Not only was the stone sanctuary, built by members, a beautiful place, but the service was exceptional, the minister's wife was "the best wedding coordinator in the world," Babler said, and the organist delivered music "straight from the angels."
Babler, who was recruited by that organist, Marjorie Vertrees, to succeed her, said the church has recognized the importance of music in worship and in the community, providing a place for music students to present recitals in acoustics that can't be found elsewhere.
Jerry and Susan Kennedy were also married in the church, whose members would later warmly welcome their two children, adopted from Korea.
"That kind of sealed the deal," Jerry Kennedy said, and they've continued to attend through the decades that followed.
"I can't remember a time when I didn't come to this church with my grandma and grandpa," Rachel McClure said. "And I can't think of a place where there has been more love and support."

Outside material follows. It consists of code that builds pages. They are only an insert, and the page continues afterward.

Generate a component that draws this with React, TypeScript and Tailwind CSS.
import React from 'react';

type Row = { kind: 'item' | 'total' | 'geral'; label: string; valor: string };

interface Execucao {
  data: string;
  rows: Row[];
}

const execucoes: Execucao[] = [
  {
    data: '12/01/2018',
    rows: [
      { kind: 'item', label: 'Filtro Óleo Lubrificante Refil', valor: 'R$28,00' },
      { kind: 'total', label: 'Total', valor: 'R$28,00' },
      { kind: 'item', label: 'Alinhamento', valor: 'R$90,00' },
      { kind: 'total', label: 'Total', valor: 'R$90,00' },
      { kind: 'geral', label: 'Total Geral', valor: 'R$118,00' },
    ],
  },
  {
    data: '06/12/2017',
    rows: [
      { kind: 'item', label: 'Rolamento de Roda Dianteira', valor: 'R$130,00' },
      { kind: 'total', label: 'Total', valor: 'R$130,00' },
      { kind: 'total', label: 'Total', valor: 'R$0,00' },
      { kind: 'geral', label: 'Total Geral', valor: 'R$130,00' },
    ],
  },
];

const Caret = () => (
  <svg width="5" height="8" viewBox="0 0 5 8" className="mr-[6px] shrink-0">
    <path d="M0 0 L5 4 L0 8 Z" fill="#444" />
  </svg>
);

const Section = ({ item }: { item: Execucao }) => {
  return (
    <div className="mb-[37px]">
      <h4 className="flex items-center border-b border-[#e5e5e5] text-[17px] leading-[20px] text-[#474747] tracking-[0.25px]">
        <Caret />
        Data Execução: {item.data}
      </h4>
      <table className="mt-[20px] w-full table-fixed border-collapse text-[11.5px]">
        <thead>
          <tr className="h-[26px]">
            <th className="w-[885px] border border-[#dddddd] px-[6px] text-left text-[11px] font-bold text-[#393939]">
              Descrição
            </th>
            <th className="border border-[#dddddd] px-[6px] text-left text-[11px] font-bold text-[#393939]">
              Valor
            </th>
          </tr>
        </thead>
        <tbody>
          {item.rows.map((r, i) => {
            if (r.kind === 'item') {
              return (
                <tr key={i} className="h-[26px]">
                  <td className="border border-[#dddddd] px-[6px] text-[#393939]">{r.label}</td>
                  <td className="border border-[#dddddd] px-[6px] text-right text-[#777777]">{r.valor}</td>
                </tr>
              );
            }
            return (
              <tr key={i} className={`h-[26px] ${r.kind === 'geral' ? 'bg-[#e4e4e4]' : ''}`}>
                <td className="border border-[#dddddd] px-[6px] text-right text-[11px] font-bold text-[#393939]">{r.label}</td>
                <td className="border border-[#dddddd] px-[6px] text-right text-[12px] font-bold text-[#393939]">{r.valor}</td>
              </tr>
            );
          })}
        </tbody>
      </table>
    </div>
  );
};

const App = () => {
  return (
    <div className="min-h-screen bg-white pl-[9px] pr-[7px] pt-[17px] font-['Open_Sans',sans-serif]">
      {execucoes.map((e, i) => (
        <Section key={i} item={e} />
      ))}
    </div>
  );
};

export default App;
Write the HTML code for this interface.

The Sunday afternoon service followed a Thursday Christmas Eve service attended by many.
"When we walked out of here Thursday night, my eyes were wet," noted Don McClure, Rachel's grandfather.
The church's members will now look for new places to worship, as noted by Adrian Harris, the pastor at the Church of the Nazarene, who has been conducting services at the Presbyterian church.
Barbara Moser, the daughter of Bill Woodworth, the minister who had married the Bablers three decades ago, put the change in perspective: "Wherever we end up, we're still all Christians."
Kennedy said after the service that the regional presbytery that owns the church is open to solutions, including a sale of the property. He said the organization would return any proceeds from such a sale to the community.